As you can see, my Gerber daisy is doing quite well, even in this drought.
The snapdragons are even holding on - some of them look a little ragged, but these are ancient snapdragons.
Around here , snapdragons are supposed to be an annual - these have become perennials. I planted these at least 4 years ago, expecting to get one winter and one spring out of them and then they were "supposed" to die in the heat of the summer - sort of like pansies. Only my snapdragons never got that memo...
Now there are a few exceptions. You can still water a food garden. You can water if you draw your water from a private well, spring, stream or lake. The people in our neighborhood who live on the lake generally have a pump to use lake water for their lawn - that's ok still. You can also water new landscaping for 30 days - but ONLY if it was professionally installed.
Car wash businesses are still allowed, but not charity car washes (they aren't set up to recycle the water). Outdoor fountains, even those that recirculate the water are not allowed - I'm not quite sure why on this one - maybe they loose too much water to evaporation and then they have to replenish it?
They're saying that unless we get a lot of rain this winter - much more than normal, we may well be in a level 4 watering ban still next summer. That will hit people a lot harder than no watering here in the fall. Plus, no filling of pools. I hope people don't drain their pools this winter.
I haven't seen anyone violating the watering ban yet, but I wouldn't be surprised. All summer people were watering and washing cars on the wrong days/times of day (we were on an odd/even watering system, with water use allowed only between midnight - 10 am). I've seen in the paper that many people still aren't aware of the ban, and that people are being turned in anonomously.
For us, it doesn't mean a whole lot. I don't really believe in watering the lawn - I haven't intentionally watered it in the 8 years we've been here and it's still doing fairly well. (It has gotten byproduct watering from the kids playing in the sprinkler or when I used to water the shrubs and the sprinkler would also get some of the grass.) The plants that need watering are getting it from our "grey water" - we have buckets in the shower and any water collected from while we shower or while the water warms up gets used on the plants. The plants got a bonanza last night - both kids took baths instead of showers. I must have taken out 10 2-gallon buckets full of water.
As you can see, my Gerber daisy is doing quite well, even in this drought.
The snapdragons are even holding on - some of them look a little ragged, but these are ancient snapdragons.
Around here , snapdragons are supposed to be an annual - these have become perennials. I planted these at least 4 years ago, expecting to get one winter and one spring out of them and then they were "supposed" to die in the heat of the summer - sort of like pansies. Only my snapdragons never got that memo...
Labels: yard
4 Comments:
I remember water rationing from when we lived in California. Saving the buckets of water that came out before the shower warmed up to pour into the back of the toilet. Minimizing flushes (eeeeuw!). No watering the lawn or washing the car.

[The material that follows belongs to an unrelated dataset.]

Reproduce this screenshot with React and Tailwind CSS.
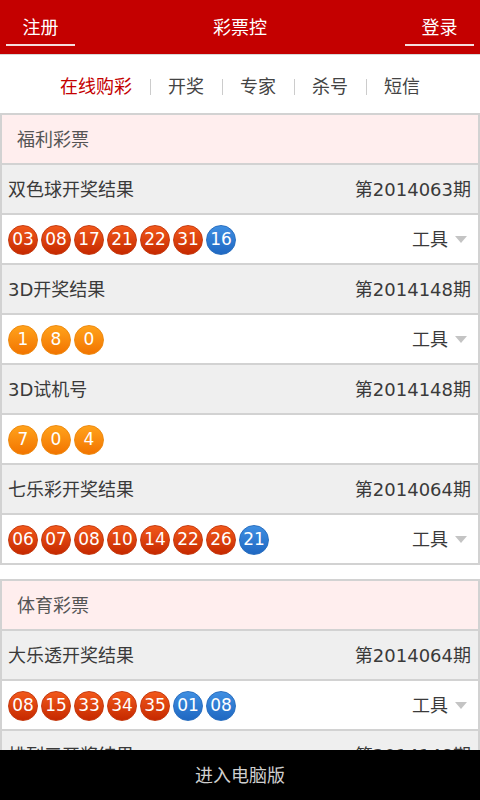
import React from "react";

const font = { fontFamily: '"DejaVu Sans", "Noto Sans CJK SC", sans-serif' };

const welfare = [
  { name: "双色球开奖结果", issue: "第2014063期", red: ["03", "08", "17", "21", "22", "31"], blue: ["16"], tool: true },
  { name: "3D开奖结果", issue: "第2014148期", orange: ["1", "8", "0"], tool: true },
  { name: "3D试机号", issue: "第2014148期", orange: ["7", "0", "4"], tool: false },
  { name: "七乐彩开奖结果", issue: "第2014064期", red: ["06", "07", "08", "10", "14", "22", "26"], blue: ["21"], tool: true },
];

const sports = [
  { name: "大乐透开奖结果", issue: "第2014064期", red: ["08", "15", "33", "34", "35"], blue: ["01", "08"], tool: true },
  { name: "排列三开奖结果", issue: "第2014148期", orange: ["3", "5", "1"], tool: true },
];

const ballColors = {
  red: "bg-linear-to-b from-[#f2581a] to-[#c62800] border-[#c53a10]",
  blue: "bg-linear-to-b from-[#3f8fe2] to-[#1f68c2] border-[#2a6fc0]",
  orange: "bg-linear-to-b from-[#ffa21a] to-[#f27400] border-[#ee8a10]",
};

const Ball = ({ n, color }) => (
  <span
    className={`w-[30px] h-[30px] rounded-full border flex items-center justify-center text-white text-[17px] leading-none ${ballColors[color]}`}
  >
    {n}
  </span>
);

const LotteryRows = ({ item }) => (
  <>
    <div className="h-[50px] border-t-2 border-[#d2d2d2] bg-[#efefef] flex items-center justify-between pl-[6px] pr-[7px] text-[18px] text-[#3a3a3a]">
      <span>{item.name}</span>
      <span>{item.issue}</span>
    </div>
    <div className="h-[50px] border-t-2 border-[#d2d2d2] bg-white flex items-center justify-between pl-[6px] pr-[11px]">
      <div className="flex gap-[3px] pt-[1px]">
        {(item.red || []).map((n, i) => (
          <Ball key={"r" + i} n={n} color="red" />
        ))}
        {(item.blue || []).map((n, i) => (
          <Ball key={"b" + i} n={n} color="blue" />
        ))}
        {(item.orange || []).map((n, i) => (
          <Ball key={"o" + i} n={n} color="orange" />
        ))}
      </div>
      {item.tool && (
        <div className="flex items-center gap-[7px] text-[18px] text-[#3a3a3a]">
          <span>工具</span>
          <svg width="12" height="7" viewBox="0 0 12 7">
            <path d="M0 0 L12 0 L6 7 Z" fill="#c4c4c4" />
          </svg>
        </div>
      )}
    </div>
  </>
);

const Section = ({ title, items }) => (
  <div className="border-2 border-[#d2d2d2]">
    <div className="h-[48px] bg-[#ffeeee] flex items-center pl-[15px] text-[18px] text-[#555]">
      {title}
    </div>
    {items.map((item) => (
      <LotteryRows key={item.name} item={item} />
    ))}
  </div>
);

const navItems = ["在线购彩", "开奖", "专家", "杀号", "短信"];

export default function App() {
  return (
    <div className="h-screen flex flex-col bg-white" style={font}>
      {/* header */}
      <div className="h-[55px] shrink-0 bg-[#c40000] border-b border-[#d8d8d8] flex items-start justify-between px-[6px] text-white text-[18px]">
        <div className="w-[69px] flex flex-col items-center pt-[19px]">
          <span className="leading-none">注册</span>
          <span className="mt-[7px] w-full h-[2px] bg-[#f4dede]" />
        </div>
        <span className="pt-[19px] leading-none">彩票控</span>
        <div className="w-[69px] flex flex-col items-center pt-[19px]">
          <span className="leading-none">登录</span>
          <span className="mt-[7px] w-full h-[2px] bg-[#f4dede]" />
        </div>
      </div>

      <div className="flex-1 overflow-hidden">
        {/* nav */}
        <div className="h-[58px] pt-[5px] flex items-center justify-center gap-[17.5px] text-[18px] text-[#444]">
          {navItems.map((n, i) => (
            <React.Fragment key={n}>
              {i > 0 && <span className="w-px h-[16px] bg-[#cccccc]" />}
              <span className={i === 0 ? "text-[#c40000]" : ""}>{n}</span>
            </React.Fragment>
          ))}
        </div>

        <Section title="福利彩票" items={welfare} />
        <div className="h-[14px]" />
        <Section title="体育彩票" items={sports} />
      </div>

      {/* footer */}
      <div className="h-[50px] shrink-0 bg-black flex items-center justify-center text-[18px] text-[#cfcfcf]">
        进入电脑版
      </div>
    </div>
  );
}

When we first moved to Oregon, it was such a novelty to not have to worry about that.
Hope this passes quickly for you all!
I hope it passes quickly too, but somehow I'm not counting on it. I think we've officially been in a drought something like 5 of the 8 years we've been here. This is the first complete watering ban, though.

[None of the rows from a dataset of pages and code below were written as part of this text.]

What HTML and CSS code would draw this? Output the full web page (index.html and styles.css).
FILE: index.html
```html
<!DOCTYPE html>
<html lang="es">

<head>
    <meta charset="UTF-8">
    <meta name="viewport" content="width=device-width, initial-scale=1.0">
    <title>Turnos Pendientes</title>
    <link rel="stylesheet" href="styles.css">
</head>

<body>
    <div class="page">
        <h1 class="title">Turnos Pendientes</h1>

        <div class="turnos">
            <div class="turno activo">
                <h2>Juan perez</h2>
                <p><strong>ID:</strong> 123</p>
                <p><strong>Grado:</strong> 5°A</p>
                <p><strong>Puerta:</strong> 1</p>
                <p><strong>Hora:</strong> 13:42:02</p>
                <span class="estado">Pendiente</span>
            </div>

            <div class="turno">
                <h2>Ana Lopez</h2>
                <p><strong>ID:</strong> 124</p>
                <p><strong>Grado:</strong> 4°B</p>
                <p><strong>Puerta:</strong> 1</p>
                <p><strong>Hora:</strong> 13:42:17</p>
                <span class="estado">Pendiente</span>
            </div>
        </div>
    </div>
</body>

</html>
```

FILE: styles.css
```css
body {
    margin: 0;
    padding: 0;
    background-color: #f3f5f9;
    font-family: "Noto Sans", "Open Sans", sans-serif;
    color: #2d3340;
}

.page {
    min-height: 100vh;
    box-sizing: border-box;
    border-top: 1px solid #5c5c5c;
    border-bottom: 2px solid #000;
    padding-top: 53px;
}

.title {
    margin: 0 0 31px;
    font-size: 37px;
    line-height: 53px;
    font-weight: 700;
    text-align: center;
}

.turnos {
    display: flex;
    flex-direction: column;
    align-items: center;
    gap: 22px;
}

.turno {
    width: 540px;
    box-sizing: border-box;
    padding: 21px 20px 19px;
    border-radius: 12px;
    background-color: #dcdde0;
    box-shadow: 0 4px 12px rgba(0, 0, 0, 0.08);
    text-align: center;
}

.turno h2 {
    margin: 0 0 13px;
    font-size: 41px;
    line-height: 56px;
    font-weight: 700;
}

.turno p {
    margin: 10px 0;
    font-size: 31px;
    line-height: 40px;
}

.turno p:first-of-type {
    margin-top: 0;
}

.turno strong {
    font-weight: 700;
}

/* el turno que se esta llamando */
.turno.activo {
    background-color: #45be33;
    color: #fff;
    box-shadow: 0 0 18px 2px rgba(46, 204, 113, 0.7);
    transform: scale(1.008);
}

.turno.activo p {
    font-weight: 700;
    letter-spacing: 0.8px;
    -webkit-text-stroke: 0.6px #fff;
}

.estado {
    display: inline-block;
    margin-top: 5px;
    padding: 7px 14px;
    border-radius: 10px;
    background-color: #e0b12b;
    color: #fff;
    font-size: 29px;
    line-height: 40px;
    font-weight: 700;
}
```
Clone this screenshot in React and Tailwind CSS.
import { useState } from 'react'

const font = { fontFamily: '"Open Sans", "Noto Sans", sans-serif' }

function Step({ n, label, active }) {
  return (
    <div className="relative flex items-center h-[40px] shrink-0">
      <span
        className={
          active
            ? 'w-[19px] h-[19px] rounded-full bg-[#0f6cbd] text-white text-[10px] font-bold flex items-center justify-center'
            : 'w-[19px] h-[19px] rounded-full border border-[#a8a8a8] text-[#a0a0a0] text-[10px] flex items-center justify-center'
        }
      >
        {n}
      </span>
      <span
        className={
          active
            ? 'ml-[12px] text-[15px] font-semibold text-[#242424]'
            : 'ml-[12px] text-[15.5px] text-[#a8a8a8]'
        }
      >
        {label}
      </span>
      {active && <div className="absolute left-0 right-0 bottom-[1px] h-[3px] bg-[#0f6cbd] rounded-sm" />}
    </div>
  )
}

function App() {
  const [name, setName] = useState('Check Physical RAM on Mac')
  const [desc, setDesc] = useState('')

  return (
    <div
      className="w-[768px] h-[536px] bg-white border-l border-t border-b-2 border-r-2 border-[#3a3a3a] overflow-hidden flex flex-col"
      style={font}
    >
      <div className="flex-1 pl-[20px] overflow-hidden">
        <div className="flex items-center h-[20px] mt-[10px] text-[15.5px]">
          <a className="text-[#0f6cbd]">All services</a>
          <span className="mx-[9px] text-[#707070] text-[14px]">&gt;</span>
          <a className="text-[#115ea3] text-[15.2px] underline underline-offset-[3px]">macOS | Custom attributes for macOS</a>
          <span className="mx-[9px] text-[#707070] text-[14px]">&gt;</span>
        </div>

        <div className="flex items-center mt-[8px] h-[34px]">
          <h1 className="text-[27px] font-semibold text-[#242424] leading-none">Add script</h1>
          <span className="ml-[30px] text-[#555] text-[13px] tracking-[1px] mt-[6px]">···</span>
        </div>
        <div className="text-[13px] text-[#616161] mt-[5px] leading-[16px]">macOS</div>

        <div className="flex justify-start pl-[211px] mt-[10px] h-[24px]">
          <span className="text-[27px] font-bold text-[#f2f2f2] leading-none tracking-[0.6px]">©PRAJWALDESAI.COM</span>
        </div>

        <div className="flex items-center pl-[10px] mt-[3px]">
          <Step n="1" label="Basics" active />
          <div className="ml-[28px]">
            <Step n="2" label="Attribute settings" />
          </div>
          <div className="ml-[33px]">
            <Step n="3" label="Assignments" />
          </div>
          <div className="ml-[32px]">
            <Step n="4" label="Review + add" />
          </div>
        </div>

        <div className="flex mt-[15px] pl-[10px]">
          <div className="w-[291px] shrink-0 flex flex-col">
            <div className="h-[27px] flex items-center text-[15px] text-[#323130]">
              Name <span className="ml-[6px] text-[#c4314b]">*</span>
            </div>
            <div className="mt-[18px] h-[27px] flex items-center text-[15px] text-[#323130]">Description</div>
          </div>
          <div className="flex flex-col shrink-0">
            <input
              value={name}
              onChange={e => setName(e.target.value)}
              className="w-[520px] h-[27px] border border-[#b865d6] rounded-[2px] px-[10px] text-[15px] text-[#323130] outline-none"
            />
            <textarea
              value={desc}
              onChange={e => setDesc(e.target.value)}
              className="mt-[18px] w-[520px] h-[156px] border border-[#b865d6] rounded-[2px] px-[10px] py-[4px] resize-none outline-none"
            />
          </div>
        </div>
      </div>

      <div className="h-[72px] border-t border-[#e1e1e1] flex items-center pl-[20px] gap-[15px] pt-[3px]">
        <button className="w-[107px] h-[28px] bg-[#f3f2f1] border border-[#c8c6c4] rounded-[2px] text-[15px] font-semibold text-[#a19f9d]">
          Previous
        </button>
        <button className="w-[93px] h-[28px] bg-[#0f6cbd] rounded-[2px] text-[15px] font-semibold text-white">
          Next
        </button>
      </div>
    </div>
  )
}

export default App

They've mentioned water rationing or mandatory cutbacks of a certain percent of your water use, but no one has implemented that yet...
The first year of mandatory percentage cutbacks were easier than subsequent. There are big gains to be made by switching to low-flow shower heads, stopping outdoors water, fixing drippy faucets, etc.
The problem is that the big water users have bigger gains to be made by stopping watering for 5 hours every day and installing drip systems instead. The folks who already have low-flow toilets, drip irrigation on their 4 succulent plants (the rest is lava rocks and native plants), etc. find it harder to cut back. I know people who started showering at work, which didn't reduce the total usage but did get it off their home account.
We'd probably not have an easy time cutting back much. And depending on how much they were mandating as cutbacks, it would be hard for them to monitor it - our water meters (or at least our bills) only monitor the thousands of gallons. We usually use 3-4 thousand gallons a month. I don't know how they would monitor cutbacks on someone like my mom who gets billed for 1000 gallons per month.